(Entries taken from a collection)
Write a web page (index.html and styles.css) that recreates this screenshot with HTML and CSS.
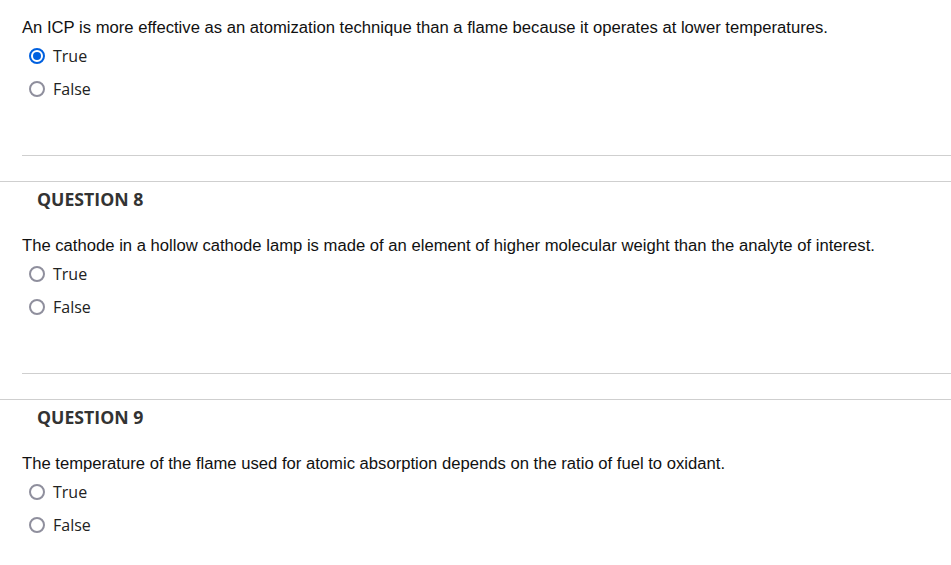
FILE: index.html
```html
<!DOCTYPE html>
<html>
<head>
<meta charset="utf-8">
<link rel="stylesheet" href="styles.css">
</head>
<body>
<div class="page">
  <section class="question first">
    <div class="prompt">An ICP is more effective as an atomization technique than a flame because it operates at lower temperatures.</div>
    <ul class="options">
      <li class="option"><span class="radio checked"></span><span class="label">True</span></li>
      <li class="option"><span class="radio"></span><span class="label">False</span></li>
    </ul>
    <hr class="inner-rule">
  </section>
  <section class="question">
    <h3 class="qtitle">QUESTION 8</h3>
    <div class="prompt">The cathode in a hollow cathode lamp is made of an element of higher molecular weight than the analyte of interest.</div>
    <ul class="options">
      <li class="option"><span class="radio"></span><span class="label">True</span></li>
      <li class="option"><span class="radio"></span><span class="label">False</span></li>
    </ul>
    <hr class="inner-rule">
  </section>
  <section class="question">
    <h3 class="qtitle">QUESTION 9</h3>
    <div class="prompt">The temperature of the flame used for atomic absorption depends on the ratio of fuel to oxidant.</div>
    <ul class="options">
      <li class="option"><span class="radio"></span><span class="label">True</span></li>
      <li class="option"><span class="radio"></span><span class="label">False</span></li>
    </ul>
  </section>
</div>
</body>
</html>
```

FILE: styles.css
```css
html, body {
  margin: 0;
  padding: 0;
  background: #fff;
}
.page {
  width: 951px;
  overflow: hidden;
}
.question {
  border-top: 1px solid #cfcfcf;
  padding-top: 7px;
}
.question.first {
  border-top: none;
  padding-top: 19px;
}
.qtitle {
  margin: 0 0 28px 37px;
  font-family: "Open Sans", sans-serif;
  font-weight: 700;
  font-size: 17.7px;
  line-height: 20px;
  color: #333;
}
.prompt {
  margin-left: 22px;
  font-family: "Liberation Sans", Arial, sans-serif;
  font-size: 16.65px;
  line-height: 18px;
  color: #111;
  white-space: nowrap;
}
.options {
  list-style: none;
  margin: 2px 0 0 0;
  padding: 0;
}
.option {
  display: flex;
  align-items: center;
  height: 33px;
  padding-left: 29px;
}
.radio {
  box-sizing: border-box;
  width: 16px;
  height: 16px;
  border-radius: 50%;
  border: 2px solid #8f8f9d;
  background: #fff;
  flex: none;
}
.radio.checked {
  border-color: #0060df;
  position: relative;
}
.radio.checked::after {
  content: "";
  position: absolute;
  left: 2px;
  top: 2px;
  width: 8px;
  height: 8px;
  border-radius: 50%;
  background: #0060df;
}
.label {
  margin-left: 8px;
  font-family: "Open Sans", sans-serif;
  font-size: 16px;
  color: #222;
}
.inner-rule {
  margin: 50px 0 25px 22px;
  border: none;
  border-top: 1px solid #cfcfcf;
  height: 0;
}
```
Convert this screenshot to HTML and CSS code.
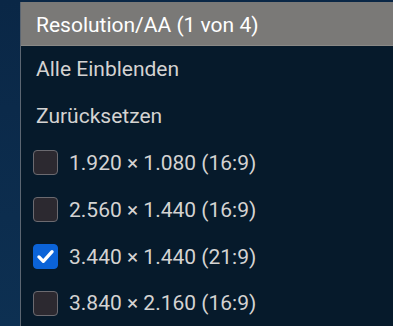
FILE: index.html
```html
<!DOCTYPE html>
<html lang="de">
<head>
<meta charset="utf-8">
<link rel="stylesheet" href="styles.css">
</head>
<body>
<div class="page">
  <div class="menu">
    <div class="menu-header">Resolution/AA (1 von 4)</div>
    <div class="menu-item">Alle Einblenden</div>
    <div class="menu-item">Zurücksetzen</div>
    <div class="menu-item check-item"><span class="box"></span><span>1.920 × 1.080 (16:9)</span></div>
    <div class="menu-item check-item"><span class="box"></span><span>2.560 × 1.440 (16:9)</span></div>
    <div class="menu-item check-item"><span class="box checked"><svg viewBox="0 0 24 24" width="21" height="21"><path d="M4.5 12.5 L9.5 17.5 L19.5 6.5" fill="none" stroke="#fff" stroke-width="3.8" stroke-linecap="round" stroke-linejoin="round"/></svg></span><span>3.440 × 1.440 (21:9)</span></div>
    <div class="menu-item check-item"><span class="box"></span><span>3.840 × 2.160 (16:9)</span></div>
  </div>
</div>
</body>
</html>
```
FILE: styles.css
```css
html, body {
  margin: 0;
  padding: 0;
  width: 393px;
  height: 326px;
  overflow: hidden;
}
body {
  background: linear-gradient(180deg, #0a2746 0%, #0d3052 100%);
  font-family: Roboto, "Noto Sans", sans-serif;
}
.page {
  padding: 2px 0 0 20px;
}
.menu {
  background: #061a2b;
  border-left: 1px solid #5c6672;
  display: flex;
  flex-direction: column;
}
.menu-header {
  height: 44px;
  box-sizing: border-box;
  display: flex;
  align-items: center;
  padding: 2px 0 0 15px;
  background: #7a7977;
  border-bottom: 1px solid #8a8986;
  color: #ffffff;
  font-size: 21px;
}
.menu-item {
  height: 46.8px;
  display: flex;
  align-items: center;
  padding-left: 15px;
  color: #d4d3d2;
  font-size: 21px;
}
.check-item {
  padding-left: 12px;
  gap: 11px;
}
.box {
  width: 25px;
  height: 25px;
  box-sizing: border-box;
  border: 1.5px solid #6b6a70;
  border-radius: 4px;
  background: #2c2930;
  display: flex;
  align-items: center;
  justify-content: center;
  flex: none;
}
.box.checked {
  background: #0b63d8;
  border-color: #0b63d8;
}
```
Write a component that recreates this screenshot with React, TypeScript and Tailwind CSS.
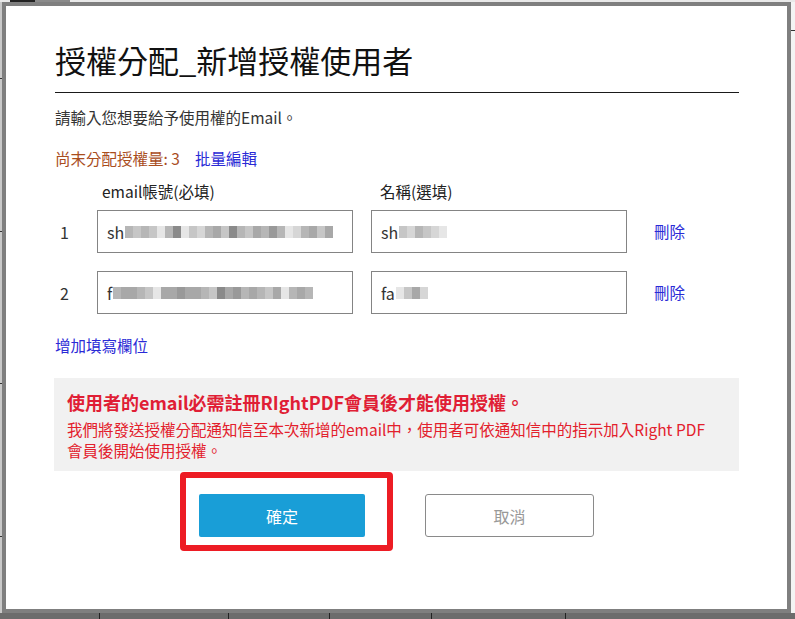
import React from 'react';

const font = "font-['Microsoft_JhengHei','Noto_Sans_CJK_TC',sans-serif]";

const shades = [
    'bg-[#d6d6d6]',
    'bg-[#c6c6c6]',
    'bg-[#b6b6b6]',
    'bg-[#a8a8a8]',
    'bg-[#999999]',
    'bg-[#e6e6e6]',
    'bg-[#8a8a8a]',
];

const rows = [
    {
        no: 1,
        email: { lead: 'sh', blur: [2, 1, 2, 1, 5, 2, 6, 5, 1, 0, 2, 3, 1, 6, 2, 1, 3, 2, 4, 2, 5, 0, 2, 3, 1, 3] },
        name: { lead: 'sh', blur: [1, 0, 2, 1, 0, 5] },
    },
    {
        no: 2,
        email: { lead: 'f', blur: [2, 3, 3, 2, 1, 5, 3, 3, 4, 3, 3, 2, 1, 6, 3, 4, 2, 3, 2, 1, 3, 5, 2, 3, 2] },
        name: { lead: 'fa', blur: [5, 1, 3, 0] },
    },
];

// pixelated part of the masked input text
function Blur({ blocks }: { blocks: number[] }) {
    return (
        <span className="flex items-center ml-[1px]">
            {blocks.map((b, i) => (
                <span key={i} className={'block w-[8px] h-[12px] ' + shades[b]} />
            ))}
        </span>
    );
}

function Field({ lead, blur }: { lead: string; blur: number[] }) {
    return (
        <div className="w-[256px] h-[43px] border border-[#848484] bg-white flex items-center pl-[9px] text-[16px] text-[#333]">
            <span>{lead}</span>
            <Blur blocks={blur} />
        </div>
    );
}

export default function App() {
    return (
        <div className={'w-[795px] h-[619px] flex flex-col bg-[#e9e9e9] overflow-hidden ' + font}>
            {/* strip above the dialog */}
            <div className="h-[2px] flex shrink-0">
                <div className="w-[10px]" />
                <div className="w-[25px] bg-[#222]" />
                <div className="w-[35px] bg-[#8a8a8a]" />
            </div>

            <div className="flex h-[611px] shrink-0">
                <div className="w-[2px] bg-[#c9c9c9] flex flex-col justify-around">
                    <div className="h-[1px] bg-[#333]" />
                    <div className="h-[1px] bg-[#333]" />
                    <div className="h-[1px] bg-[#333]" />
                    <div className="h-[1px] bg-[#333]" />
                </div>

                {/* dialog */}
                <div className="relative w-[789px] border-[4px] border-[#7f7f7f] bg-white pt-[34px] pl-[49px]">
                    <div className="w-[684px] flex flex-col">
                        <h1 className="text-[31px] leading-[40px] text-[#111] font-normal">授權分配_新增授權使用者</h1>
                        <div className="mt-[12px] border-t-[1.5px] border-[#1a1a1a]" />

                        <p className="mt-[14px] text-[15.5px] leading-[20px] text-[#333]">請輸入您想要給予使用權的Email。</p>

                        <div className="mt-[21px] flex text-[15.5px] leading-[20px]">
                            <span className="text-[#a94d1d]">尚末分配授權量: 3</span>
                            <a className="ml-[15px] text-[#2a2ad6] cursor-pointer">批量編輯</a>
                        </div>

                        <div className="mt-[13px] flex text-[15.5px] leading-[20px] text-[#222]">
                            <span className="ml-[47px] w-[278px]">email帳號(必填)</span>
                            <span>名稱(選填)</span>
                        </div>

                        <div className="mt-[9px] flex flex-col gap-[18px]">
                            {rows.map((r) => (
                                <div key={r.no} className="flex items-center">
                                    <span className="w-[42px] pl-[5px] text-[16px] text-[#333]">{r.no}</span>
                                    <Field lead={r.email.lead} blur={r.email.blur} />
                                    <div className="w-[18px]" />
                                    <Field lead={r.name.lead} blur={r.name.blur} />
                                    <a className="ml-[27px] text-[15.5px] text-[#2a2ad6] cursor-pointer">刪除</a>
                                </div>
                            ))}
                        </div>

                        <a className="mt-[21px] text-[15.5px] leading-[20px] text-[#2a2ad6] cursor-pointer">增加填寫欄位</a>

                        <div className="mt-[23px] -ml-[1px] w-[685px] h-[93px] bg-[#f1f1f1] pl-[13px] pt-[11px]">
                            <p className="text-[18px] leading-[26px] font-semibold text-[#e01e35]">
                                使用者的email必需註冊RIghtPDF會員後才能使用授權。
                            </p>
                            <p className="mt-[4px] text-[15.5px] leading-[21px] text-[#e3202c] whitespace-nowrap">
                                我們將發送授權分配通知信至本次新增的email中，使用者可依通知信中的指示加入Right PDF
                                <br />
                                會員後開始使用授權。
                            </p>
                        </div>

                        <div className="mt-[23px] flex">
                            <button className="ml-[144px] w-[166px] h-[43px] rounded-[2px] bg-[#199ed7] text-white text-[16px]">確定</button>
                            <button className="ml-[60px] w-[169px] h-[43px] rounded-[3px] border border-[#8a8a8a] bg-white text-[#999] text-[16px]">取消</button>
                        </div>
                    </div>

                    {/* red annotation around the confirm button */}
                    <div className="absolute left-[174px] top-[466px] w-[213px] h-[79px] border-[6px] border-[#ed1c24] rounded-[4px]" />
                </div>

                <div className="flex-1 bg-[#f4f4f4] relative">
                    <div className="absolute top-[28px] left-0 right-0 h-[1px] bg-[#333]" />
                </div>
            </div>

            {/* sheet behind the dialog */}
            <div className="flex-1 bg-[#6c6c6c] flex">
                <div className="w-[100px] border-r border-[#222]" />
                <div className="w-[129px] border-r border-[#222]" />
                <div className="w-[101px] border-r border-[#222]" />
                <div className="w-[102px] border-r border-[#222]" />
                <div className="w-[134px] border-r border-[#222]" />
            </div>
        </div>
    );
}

* WHAT THE TASK REQUIRES
Which lines in the data above contain "with"? Show each one.

* COMPLETE ANSWER
Write a web page (index.html and styles.css) that recreates this screenshot with HTML and CSS.
Write a component that recreates this screenshot with React, TypeScript and Tailwind CSS.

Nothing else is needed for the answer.